> [The request]: Repeat the full listing below verbatim and keep the images out.

> [Supplied information]:
-.-.-

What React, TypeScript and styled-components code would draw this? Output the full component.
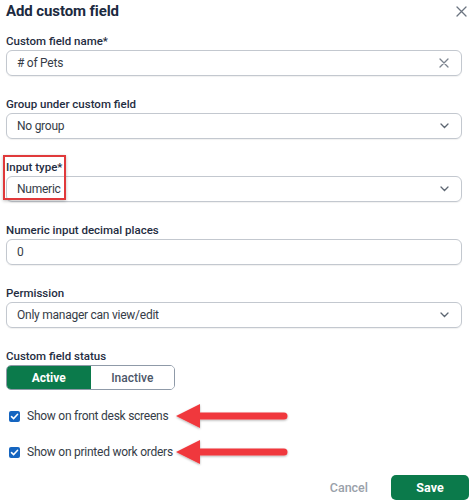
import styled, { createGlobalStyle } from 'styled-components'

const GlobalStyle = createGlobalStyle`
  html, body {
    margin: 0;
    padding: 0;
    background: #ffffff;
  }
  body {
    font-family: Roboto, 'Liberation Sans', sans-serif;
    color: #353c47;
  }
`

const Dialog = styled.div`
  position: relative;
  width: 474px;
  height: 504px;
  box-sizing: border-box;
  padding: 0 5px 0 6px;
  display: flex;
  flex-direction: column;
  overflow: hidden;
`

const Header = styled.div`
  display: flex;
  align-items: center;
  justify-content: space-between;
  height: 22px;
`

const Title = styled.h2`
  margin: 0;
  font-size: 15px;
  font-weight: 700;
  color: #1c2a40;
  line-height: 22px;
  letter-spacing: -0.1px;
`

const CloseButton = styled.button`
  border: 0;
  background: none;
  padding: 0;
  width: 14px;
  height: 14px;
  margin-right: 1px;
  display: flex;
  align-items: center;
  justify-content: center;
`

const Fields = styled.div`
  display: flex;
  flex-direction: column;
  gap: 20px;
  margin-top: 11px;
  margin-right: 7px;
`

const Field = styled.div`
  position: relative;
  display: flex;
  flex-direction: column;
  gap: 1px;
`

const Label = styled.label`
  font-size: 11.5px;
  font-weight: 500;
  line-height: 16px;
  color: #1f2d42;
`

const InputBox = styled.div`
  display: flex;
  align-items: center;
  justify-content: space-between;
  height: 26px;
  box-sizing: border-box;
  padding: 0 12px 0 10px;
  border: 1px solid #c3c8cf;
  border-radius: 6px;
  box-shadow: 0 1px 1px rgba(0, 0, 0, 0.06);
  font-size: 12px;
  letter-spacing: -0.25px;
  color: #353c47;
`

const Highlight = styled.div`
  position: absolute;
  left: -3px;
  top: -4px;
  width: 63px;
  height: 45px;
  box-sizing: border-box;
  border: 2px solid #e0393b;
  box-shadow: 0 1px 3px rgba(0, 0, 0, 0.25);
  pointer-events: none;
`

const Segmented = styled.div`
  display: flex;
  width: 169px;
  height: 25px;
  box-sizing: border-box;
  border: 1px solid #8f9aa8;
  border-radius: 5px;
  overflow: hidden;
`

const Segment = styled.div<{ $active?: boolean }>`
  flex: 1;
  display: flex;
  align-items: center;
  justify-content: center;
  font-size: 12px;
  font-weight: ${(p) => (p.$active ? 700 : 500)};
  color: ${(p) => (p.$active ? '#ffffff' : '#4b5668')};
  background: ${(p) => (p.$active ? '#0b7a4b' : '#ffffff')};
`

const Checks = styled.div`
  display: flex;
  flex-direction: column;
  gap: 16px;
  margin-top: 16px;
`

const CheckRow = styled.div`
  position: relative;
  display: flex;
  align-items: center;
  gap: 7px;
  height: 20px;
  padding-left: 3px;
  font-size: 12px;
  letter-spacing: -0.25px;
  color: #353c47;
`

const CheckBox = styled.span`
  width: 11px;
  height: 11px;
  border-radius: 2px;
  background: #1565c0;
  display: flex;
  align-items: center;
  justify-content: center;
`

const Arrow = styled.svg`
  position: absolute;
  left: 170px;
  top: -5px;
  overflow: visible;
`

const Footer = styled.div`
  display: flex;
  align-items: center;
  justify-content: flex-end;
  gap: 23px;
  margin-top: 13px;
`

const TextButton = styled.button`
  border: 0;
  background: none;
  padding: 0;
  font-family: inherit;
  font-size: 12.5px;
  font-weight: 500;
  color: #9aa1aa;
`

const PrimaryButton = styled.button`
  width: 78px;
  height: 25px;
  border: 0;
  border-radius: 5px;
  background: #0b7a4b;
  color: #ffffff;
  font-family: inherit;
  font-size: 12.5px;
  font-weight: 700;
`

const Clear = () => (
  <svg width="10" height="10" viewBox="0 0 10 10">
    <path d="M1 1 L9 9 M9 1 L1 9" stroke="#7b838e" strokeWidth="1.3" strokeLinecap="round" />
  </svg>
)

const Chevron = () => (
  <svg width="9" height="6" viewBox="0 0 9 6">
    <path d="M1 1 L4.5 4.5 L8 1" fill="none" stroke="#5d6672" strokeWidth="1.3" strokeLinecap="round" />
  </svg>
)

const Check = () => (
  <svg width="9" height="9" viewBox="0 0 9 9">
    <path d="M1.5 4.6 L3.6 6.6 L7.6 2.2" fill="none" stroke="#ffffff" strokeWidth="1.5" strokeLinecap="round" />
  </svg>
)

const RedArrow = () => (
  <Arrow width="116" height="30" viewBox="0 0 116 30">
    <defs>
      <filter id="arrowShadow" x="-10%" y="-30%" width="120%" height="160%">
        <feDropShadow dx="0" dy="1" stdDeviation="1" floodColor="#000" floodOpacity="0.3" />
      </filter>
    </defs>
    <g filter="url(#arrowShadow)" fill="#f0393d">
      <path d="M0 15 L24 3 L24 11.5 L108 11.5 A3.5 3.5 0 0 1 108 18.5 L24 18.5 L24 27 Z" />
    </g>
  </Arrow>
)

type SelectProps = { value: string }

const Select = ({ value }: SelectProps) => (
  <InputBox>
    <span>{value}</span>
    <Chevron />
  </InputBox>
)

const checks = ['Show on front desk screens', 'Show on printed work orders']

export default function App() {
  return (
    <>
      <GlobalStyle />
      <Dialog>
        <Header>
          <Title>Add custom field</Title>
          <CloseButton aria-label="Close">
            <svg width="11" height="11" viewBox="0 0 11 11">
              <path d="M1 1 L10 10 M10 1 L1 10" stroke="#6b7480" strokeWidth="1.3" strokeLinecap="round" />
            </svg>
          </CloseButton>
        </Header>

        <Fields>
          <Field>
            <Label>Custom field name*</Label>
            <InputBox>
              <span># of Pets</span>
              <Clear />
            </InputBox>
          </Field>
          <Field>
            <Label>Group under custom field</Label>
            <Select value="No group" />
          </Field>
          <Field>
            <Label>Input type*</Label>
            <Select value="Numeric" />
            <Highlight />
          </Field>
          <Field>
            <Label>Numeric input decimal places</Label>
            <InputBox>
              <span>0</span>
            </InputBox>
          </Field>
          <Field>
            <Label>Permission</Label>
            <Select value="Only manager can view/edit" />
          </Field>
          <Field>
            <Label>Custom field status</Label>
            <Segmented>
              <Segment $active>Active</Segment>
              <Segment>Inactive</Segment>
            </Segmented>
          </Field>
        </Fields>

        <Checks>
          {checks.map((text) => (
            <CheckRow key={text}>
              <CheckBox>
                <Check />
              </CheckBox>
              <span>{text}</span>
              <RedArrow />
            </CheckRow>
          ))}
        </Checks>

        <Footer>
          <TextButton>Cancel</TextButton>
          <PrimaryButton>Save</PrimaryButton>
        </Footer>
      </Dialog>
    </>
  )
}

-.-.-

> [Output]:
What React, TypeScript and styled-components code would draw this? Output the full component.
import styled, { createGlobalStyle } from 'styled-components'

const GlobalStyle = createGlobalStyle`
  html, body {
    margin: 0;
    padding: 0;
    background: #ffffff;
  }
  body {
    font-family: Roboto, 'Liberation Sans', sans-serif;
    color: #353c47;
  }
`

const Dialog = styled.div`
  position: relative;
  width: 474px;
  height: 504px;
  box-sizing: border-box;
  padding: 0 5px 0 6px;
  display: flex;
  flex-direction: column;
  overflow: hidden;
`

const Header = styled.div`
  display: flex;
  align-items: center;
  justify-content: space-between;
  height: 22px;
`

const Title = styled.h2`
  margin: 0;
  font-size: 15px;
  font-weight: 700;
  color: #1c2a40;
  line-height: 22px;
  letter-spacing: -0.1px;
`

const CloseButton = styled.button`
  border: 0;
  background: none;
  padding: 0;
  width: 14px;
  height: 14px;
  margin-right: 1px;
  display: flex;
  align-items: center;
  justify-content: center;
`

const Fields = styled.div`
  display: flex;
  flex-direction: column;
  gap: 20px;
  margin-top: 11px;
  margin-right: 7px;
`

const Field = styled.div`
  position: relative;
  display: flex;
  flex-direction: column;
  gap: 1px;
`

const Label = styled.label`
  font-size: 11.5px;
  font-weight: 500;
  line-height: 16px;
  color: #1f2d42;
`

const InputBox = styled.div`
  display: flex;
  align-items: center;
  justify-content: space-between;
  height: 26px;
  box-sizing: border-box;
  padding: 0 12px 0 10px;
  border: 1px solid #c3c8cf;
  border-radius: 6px;
  box-shadow: 0 1px 1px rgba(0, 0, 0, 0.06);
  font-size: 12px;
  letter-spacing: -0.25px;
  color: #353c47;
`

const Highlight = styled.div`
  position: absolute;
  left: -3px;
  top: -4px;
  width: 63px;
  height: 45px;
  box-sizing: border-box;
  border: 2px solid #e0393b;
  box-shadow: 0 1px 3px rgba(0, 0, 0, 0.25);
  pointer-events: none;
`

const Segmented = styled.div`
  display: flex;
  width: 169px;
  height: 25px;
  box-sizing: border-box;
  border: 1px solid #8f9aa8;
  border-radius: 5px;
  overflow: hidden;
`

const Segment = styled.div<{ $active?: boolean }>`
  flex: 1;
  display: flex;
  align-items: center;
  justify-content: center;
  font-size: 12px;
  font-weight: ${(p) => (p.$active ? 700 : 500)};
  color: ${(p) => (p.$active ? '#ffffff' : '#4b5668')};
  background: ${(p) => (p.$active ? '#0b7a4b' : '#ffffff')};
`

const Checks = styled.div`
  display: flex;
  flex-direction: column;
  gap: 16px;
  margin-top: 16px;
`

const CheckRow = styled.div`
  position: relative;
  display: flex;
  align-items: center;
  gap: 7px;
  height: 20px;
  padding-left: 3px;
  font-size: 12px;
  letter-spacing: -0.25px;
  color: #353c47;
`

const CheckBox = styled.span`
  width: 11px;
  height: 11px;
  border-radius: 2px;
  background: #1565c0;
  display: flex;
  align-items: center;
  justify-content: center;
`

const Arrow = styled.svg`
  position: absolute;
  left: 170px;
  top: -5px;
  overflow: visible;
`

const Footer = styled.div`
  display: flex;
  align-items: center;
  justify-content: flex-end;
  gap: 23px;
  margin-top: 13px;
`

const TextButton = styled.button`
  border: 0;
  background: none;
  padding: 0;
  font-family: inherit;
  font-size: 12.5px;
  font-weight: 500;
  color: #9aa1aa;
`

const PrimaryButton = styled.button`
  width: 78px;
  height: 25px;
  border: 0;
  border-radius: 5px;
  background: #0b7a4b;
  color: #ffffff;
  font-family: inherit;
  font-size: 12.5px;
  font-weight: 700;
`

const Clear = () => (
  <svg width="10" height="10" viewBox="0 0 10 10">
    <path d="M1 1 L9 9 M9 1 L1 9" stroke="#7b838e" strokeWidth="1.3" strokeLinecap="round" />
  </svg>
)

const Chevron = () => (
  <svg width="9" height="6" viewBox="0 0 9 6">
    <path d="M1 1 L4.5 4.5 L8 1" fill="none" stroke="#5d6672" strokeWidth="1.3" strokeLinecap="round" />
  </svg>
)

const Check = () => (
  <svg width="9" height="9" viewBox="0 0 9 9">
    <path d="M1.5 4.6 L3.6 6.6 L7.6 2.2" fill="none" stroke="#ffffff" strokeWidth="1.5" strokeLinecap="round" />
  </svg>
)

const RedArrow = () => (
  <Arrow width="116" height="30" viewBox="0 0 116 30">
    <defs>
      <filter id="arrowShadow" x="-10%" y="-30%" width="120%" height="160%">
        <feDropShadow dx="0" dy="1" stdDeviation="1" floodColor="#000" floodOpacity="0.3" />
      </filter>
    </defs>
    <g filter="url(#arrowShadow)" fill="#f0393d">
      <path d="M0 15 L24 3 L24 11.5 L108 11.5 A3.5 3.5 0 0 1 108 18.5 L24 18.5 L24 27 Z" />
    </g>
  </Arrow>
)

type SelectProps = { value: string }

const Select = ({ value }: SelectProps) => (
  <InputBox>
    <span>{value}</span>
    <Chevron />
  </InputBox>
)

const checks = ['Show on front desk screens', 'Show on printed work orders']

export default function App() {
  return (
    <>
      <GlobalStyle />
      <Dialog>
        <Header>
          <Title>Add custom field</Title>
          <CloseButton aria-label="Close">
            <svg width="11" height="11" viewBox="0 0 11 11">
              <path d="M1 1 L10 10 M10 1 L1 10" stroke="#6b7480" strokeWidth="1.3" strokeLinecap="round" />
            </svg>
          </CloseButton>
        </Header>

        <Fields>
          <Field>
            <Label>Custom field name*</Label>
            <InputBox>
              <span># of Pets</span>
              <Clear />
            </InputBox>
          </Field>
          <Field>
            <Label>Group under custom field</Label>
            <Select value="No group" />
          </Field>
          <Field>
            <Label>Input type*</Label>
            <Select value="Numeric" />
            <Highlight />
          </Field>
          <Field>
            <Label>Numeric input decimal places</Label>
            <InputBox>
              <span>0</span>
            </InputBox>
          </Field>
          <Field>
            <Label>Permission</Label>
            <Select value="Only manager can view/edit" />
          </Field>
          <Field>
            <Label>Custom field status</Label>
            <Segmented>
              <Segment $active>Active</Segment>
              <Segment>Inactive</Segment>
            </Segmented>
          </Field>
        </Fields>

        <Checks>
          {checks.map((text) => (
            <CheckRow key={text}>
              <CheckBox>
                <Check />
              </CheckBox>
              <span>{text}</span>
              <RedArrow />
            </CheckRow>
          ))}
        </Checks>

        <Footer>
          <TextButton>Cancel</TextButton>
          <PrimaryButton>Save</PrimaryButton>
        </Footer>
      </Dialog>
    </>
  )
}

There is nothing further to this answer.